The first area involves a clear and unequivocal right to an assessment of needs which is not resource dependent. The Minister of State said that assessment processes will ultimately be resource dependent. His answer is not good enough and reveals a fundamental problem in the Bill. We cannot claim that equality in any other sense, such as between men and women, should be resource dependent. Matters of equality and fundamental rights cannot be addressed in this manner. It implies that a sector of society is segregated and would be the first to fall if money is not available. That is not appropriate in the context of fundamental rights. The premise of this legislation should be that people with disabilities have the same human rights as everybody else. To make the rights of one category of people resource dependent in contrast to the rest of society is to discriminate against that category. The legislation before us is based on a discriminatory perspective. Money which is being wasted in other areas could contribute to the provision of the funds necessary to avoid resource dependency.

Groups have noted that the services identified in the assessment of an individual must be provided within a reasonable and agreed timeframe. The Minister of State's response to this, which referred to the obligation on the HSE to collect aggregate data, is not good enough. People need to know that their needs will be assessed within a certain timeframe. If this is not provided for, they will never be sure of receiving the required services.

The progressive realisation of services has been discussed. Anyone should be able to expect that his or her needs will be addressed over an assessable period of time. I ask the Minister of State to re-examine the issue of timeframes. It is reasonable to ask that people are given timeframes. It should be expected that, if assessments of needs and services are to be provided, they should be carried out over a certain period. Otherwise, people see no light at the end of the tunnel because they are not assured that their needs will be met.

The Minister of State mentioned that the Taoiseach responded to the DLCG's five areas by setting out Government policy on each but he refers to only four of these areas. The third area, namely, that the Bill must provide for clear protection of disability-specific resources, has been identified in the Dáil. I ask the Minister of State to re-examine this issue because funding for this Bill should be ring-fenced. As this has been done for other legislation, why can it not be done in this instance? We need to be sure progress will be made every year in terms of the promises contained in this legislation and the realisation of people's rights.

The disability groups demand that the provisions on sectoral plans take account of the wider needs of people with disabilities. Each Department with relevant services must provide a sectoral plan. I do not understand why a mere six Departments have been identified by the Government. The issues addressed by the Disability Bill apply to all Departments. The approach should not be cross-departmental as set out in the Minister's speech, but should take in all Departments. I ask the Minister of State to reconsider the provisions and implement the key recommendations of the disability groups.

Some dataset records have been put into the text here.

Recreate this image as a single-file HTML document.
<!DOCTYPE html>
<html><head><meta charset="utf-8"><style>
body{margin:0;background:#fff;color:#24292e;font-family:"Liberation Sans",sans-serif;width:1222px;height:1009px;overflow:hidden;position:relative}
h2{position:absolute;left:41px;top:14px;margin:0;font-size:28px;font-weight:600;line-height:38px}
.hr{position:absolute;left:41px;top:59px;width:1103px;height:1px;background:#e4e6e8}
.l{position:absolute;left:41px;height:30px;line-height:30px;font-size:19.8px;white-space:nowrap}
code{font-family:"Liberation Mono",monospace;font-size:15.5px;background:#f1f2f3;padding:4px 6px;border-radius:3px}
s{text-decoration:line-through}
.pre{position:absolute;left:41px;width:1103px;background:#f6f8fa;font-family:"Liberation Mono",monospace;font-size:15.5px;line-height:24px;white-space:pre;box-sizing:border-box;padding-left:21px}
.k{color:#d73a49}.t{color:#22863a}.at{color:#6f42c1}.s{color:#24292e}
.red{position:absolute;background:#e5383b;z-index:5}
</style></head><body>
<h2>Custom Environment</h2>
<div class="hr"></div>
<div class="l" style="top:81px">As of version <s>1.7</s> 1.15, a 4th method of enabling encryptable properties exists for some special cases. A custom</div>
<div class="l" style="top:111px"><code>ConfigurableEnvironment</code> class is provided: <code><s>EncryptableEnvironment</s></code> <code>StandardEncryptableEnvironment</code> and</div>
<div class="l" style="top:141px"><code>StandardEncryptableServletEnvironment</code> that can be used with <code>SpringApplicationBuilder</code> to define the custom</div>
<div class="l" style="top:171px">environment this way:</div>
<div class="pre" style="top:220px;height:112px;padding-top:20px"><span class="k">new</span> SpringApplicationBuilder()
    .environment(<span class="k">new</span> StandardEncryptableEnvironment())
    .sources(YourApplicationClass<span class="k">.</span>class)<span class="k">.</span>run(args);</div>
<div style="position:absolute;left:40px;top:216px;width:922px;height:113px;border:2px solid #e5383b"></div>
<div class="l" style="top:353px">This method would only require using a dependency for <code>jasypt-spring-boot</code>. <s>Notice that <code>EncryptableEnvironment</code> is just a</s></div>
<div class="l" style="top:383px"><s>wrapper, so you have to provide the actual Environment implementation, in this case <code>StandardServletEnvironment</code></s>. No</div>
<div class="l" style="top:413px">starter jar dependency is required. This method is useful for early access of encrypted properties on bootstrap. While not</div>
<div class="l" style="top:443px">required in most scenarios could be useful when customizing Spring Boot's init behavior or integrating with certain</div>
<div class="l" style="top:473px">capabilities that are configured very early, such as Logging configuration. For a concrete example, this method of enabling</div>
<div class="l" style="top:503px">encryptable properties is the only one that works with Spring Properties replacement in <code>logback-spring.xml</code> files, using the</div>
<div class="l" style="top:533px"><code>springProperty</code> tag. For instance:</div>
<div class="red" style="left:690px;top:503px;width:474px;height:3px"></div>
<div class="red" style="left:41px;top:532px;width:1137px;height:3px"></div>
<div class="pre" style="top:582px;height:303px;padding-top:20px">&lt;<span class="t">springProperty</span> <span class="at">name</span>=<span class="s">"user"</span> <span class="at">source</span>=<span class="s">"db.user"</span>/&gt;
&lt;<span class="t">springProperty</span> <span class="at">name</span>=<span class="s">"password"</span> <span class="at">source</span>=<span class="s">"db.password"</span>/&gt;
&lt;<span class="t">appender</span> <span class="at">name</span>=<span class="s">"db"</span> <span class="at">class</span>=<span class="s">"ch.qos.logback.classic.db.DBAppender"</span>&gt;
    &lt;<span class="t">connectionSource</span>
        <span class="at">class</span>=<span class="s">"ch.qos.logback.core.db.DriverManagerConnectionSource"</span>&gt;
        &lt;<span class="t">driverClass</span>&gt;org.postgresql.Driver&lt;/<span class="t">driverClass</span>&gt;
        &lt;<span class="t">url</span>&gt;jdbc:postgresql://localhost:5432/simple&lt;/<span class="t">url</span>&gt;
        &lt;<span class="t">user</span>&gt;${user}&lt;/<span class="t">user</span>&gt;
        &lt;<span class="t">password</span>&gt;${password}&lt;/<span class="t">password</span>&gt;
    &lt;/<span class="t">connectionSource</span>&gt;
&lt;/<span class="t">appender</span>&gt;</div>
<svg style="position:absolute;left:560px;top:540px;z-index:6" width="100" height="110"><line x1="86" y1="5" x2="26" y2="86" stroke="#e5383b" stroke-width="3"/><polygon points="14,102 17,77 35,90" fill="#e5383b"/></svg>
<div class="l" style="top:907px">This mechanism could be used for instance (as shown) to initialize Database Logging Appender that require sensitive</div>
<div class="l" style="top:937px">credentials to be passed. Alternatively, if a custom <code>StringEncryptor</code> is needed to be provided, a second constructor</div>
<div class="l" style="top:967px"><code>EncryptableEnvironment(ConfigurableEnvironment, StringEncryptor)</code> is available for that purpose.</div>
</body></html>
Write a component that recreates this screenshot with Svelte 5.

The fifth requirement identified by the group, including those involved in the DLCG, was for the Bill to provide for a clear statutory duty on all Departments and public bodies to include people with disabilities in their plans and services with appropriate monitoring and accountability. The Minister of State has not referred to such measures although he has mentioned important provisions such as the creation of significant requirements for public bodies in the areas of access to buildings, services, information and delivery on provisions. While these measures represent progress, it is not the significant progress the Minister of State claimed. They are superficial provisions whereas much more fundamental measures are required. For example, the requirement for local authorities to ensure the buildings for which they provide planning permission are accessible should be enforced. People should know such matters will be followed up in a way which does not happen currently. Enforcement will not take place under the provisions the Government is delivering in the Bill.

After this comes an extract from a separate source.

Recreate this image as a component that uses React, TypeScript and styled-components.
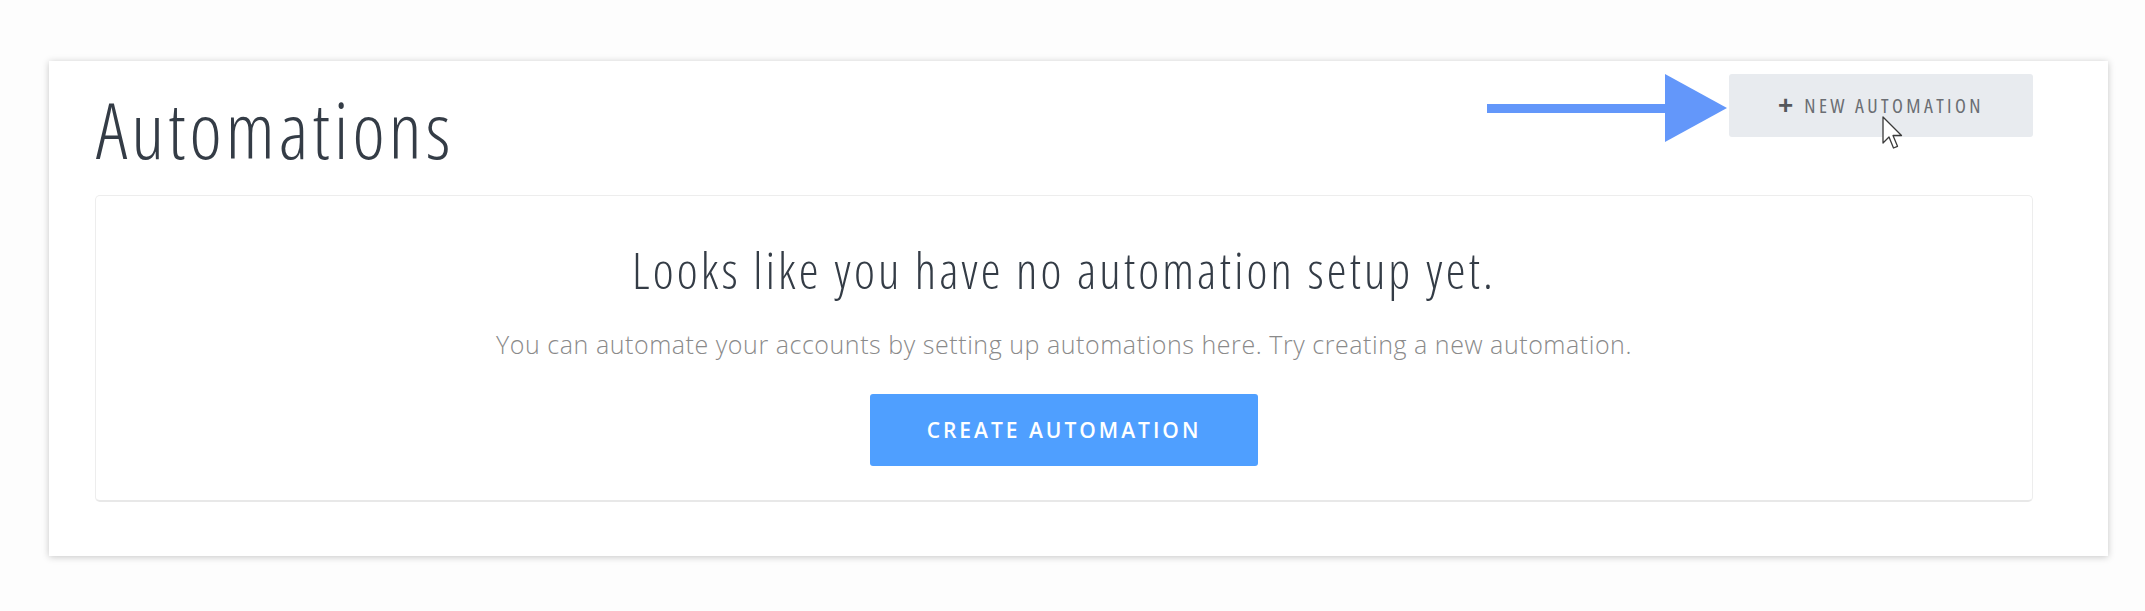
import styled, { createGlobalStyle } from 'styled-components'

const GlobalStyle = createGlobalStyle`
  html, body {
    margin: 0;
    padding: 0;
    background: #fdfdfd;
  }
`

const Arrow = () => (
  <StyledArrow width='240' height='68' viewBox='0 0 240 68'>
    <rect x='0' y='30' width='180' height='9' fill='#6397fa' />
    <polygon points='178,0 240,34 178,68' fill='#6397fa' />
  </StyledArrow>
)

const Cursor = () => (
  <StyledCursor width='22' height='36' viewBox='0 0 22 36'>
    <path
      d='M1 1 L1 27 L7 21 L11.5 32 L15.5 30.3 L11 19.5 L19.5 19.5 Z'
      fill='#ffffff'
      stroke='#3a3a3a'
      strokeWidth='1.3'
      strokeLinejoin='round'
    />
  </StyledCursor>
)

const App = () => {
  return (
    <StyledPage>
      <GlobalStyle />
      <StyledCard>
        <StyledHeader>
          <StyledTitle>Automations</StyledTitle>
          <div className='spacer'></div>
          <Arrow />
          <StyledNewButton>
            <span className='plus'>+</span>
            <span>New Automation</span>
            <Cursor />
          </StyledNewButton>
        </StyledHeader>

        <StyledEmpty>
          <StyledEmptyTitle>Looks like you have no automation setup yet.</StyledEmptyTitle>
          <StyledEmptyText>
            You can automate your accounts by setting up automations here. Try creating a new automation.
          </StyledEmptyText>
          <StyledCreateButton>Create Automation</StyledCreateButton>
        </StyledEmpty>
      </StyledCard>
    </StyledPage>
  )
}

const StyledPage = styled.div`
  padding: 61px 37px 55px 49px;
  min-height: 611px;
  box-sizing: border-box;
`

const StyledCard = styled.div`
  background: #fff;
  box-shadow: 0 1px 7px rgba(0, 0, 0, 0.22);
  padding: 13px 75px 54px 46px;
  box-sizing: border-box;
  height: 495px;
`

const StyledHeader = styled.div`
  display: flex;
  align-items: flex-start;
  height: 121px;

  .spacer {
    flex-grow: 1;
  }
`

const StyledTitle = styled.h1`
  margin: 19px 0 0 1px;
  font-family: 'Open Sans', sans-serif;
  font-stretch: 75%;
  font-weight: 300;
  font-size: 77px;
  line-height: 74px;
  letter-spacing: 4px;
  color: #343c46;
`

const StyledArrow = styled.svg`
  display: block;
  margin-right: 2px;
`

const StyledNewButton = styled.div`
  position: relative;
  width: 304px;
  height: 63px;
  background: #e8ebef;
  border-radius: 3px;
  display: flex;
  align-items: center;
  justify-content: center;
  gap: 11px;
  font-family: 'Open Sans', sans-serif;
  font-stretch: 75%;
  font-weight: 400;
  font-size: 20px;
  letter-spacing: 3.4px;
  text-transform: uppercase;
  color: #6b6e73;

  .plus {
    font-family: 'Liberation Sans', sans-serif;
    font-weight: 700;
    font-size: 26px;
    color: #55585c;
    letter-spacing: 0;
  }
`

const StyledCursor = styled.svg`
  position: absolute;
  left: 153px;
  top: 42px;
`

const StyledEmpty = styled.div`
  border: 1px solid #ededed;
  border-bottom: 2px solid #e8e8e8;
  border-radius: 5px;
  height: 307px;
  box-sizing: border-box;
  padding-top: 45px;
  display: flex;
  flex-direction: column;
  align-items: center;
`

const StyledEmptyTitle = styled.h2`
  margin: 0;
  font-family: 'Open Sans', sans-serif;
  font-stretch: 75%;
  font-weight: 300;
  font-size: 50px;
  line-height: 58px;
  letter-spacing: 3.1px;
  color: #343c46;
`

const StyledEmptyText = styled.p`
  margin: 27px 0 0;
  font-family: 'Open Sans', sans-serif;
  font-weight: 300;
  font-size: 25px;
  line-height: 36px;
  letter-spacing: 0.55px;
  color: #8a8a8a;
`

const StyledCreateButton = styled.button`
  margin-top: 32px;
  width: 388px;
  height: 72px;
  border: none;
  border-radius: 3px;
  background: #4f9fff;
  color: #fff;
  font-family: 'Open Sans', sans-serif;
  font-weight: 600;
  font-size: 21px;
  letter-spacing: 3px;
  text-transform: uppercase;
  cursor: pointer;
`

export default App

Services are fundamental to a framework of the type the Minister of State seems to have in mind. The rights movement in the disability sector wants legislation and the approach to disability to originate from a completely different perspective than it has until now. We must start with the assumption that people with disabilities have the same rights as everybody else and are entitled to the vindication of those rights. As one may see a cup which is half full as half empty, the completely opposite view must be taken in our approach to disability. To provide people with disability with the same human rights is not to create an additional entitlement for them. Legislation should enforce those rights and ensure they are vindicated.

The rights-based approach is not about new rights, it is about fundamental rights which already exist. It involves the same arguments one would put forward to secure equal rights for men and women or people of different races or ages. People with disabilities should have the same rights as everybody else.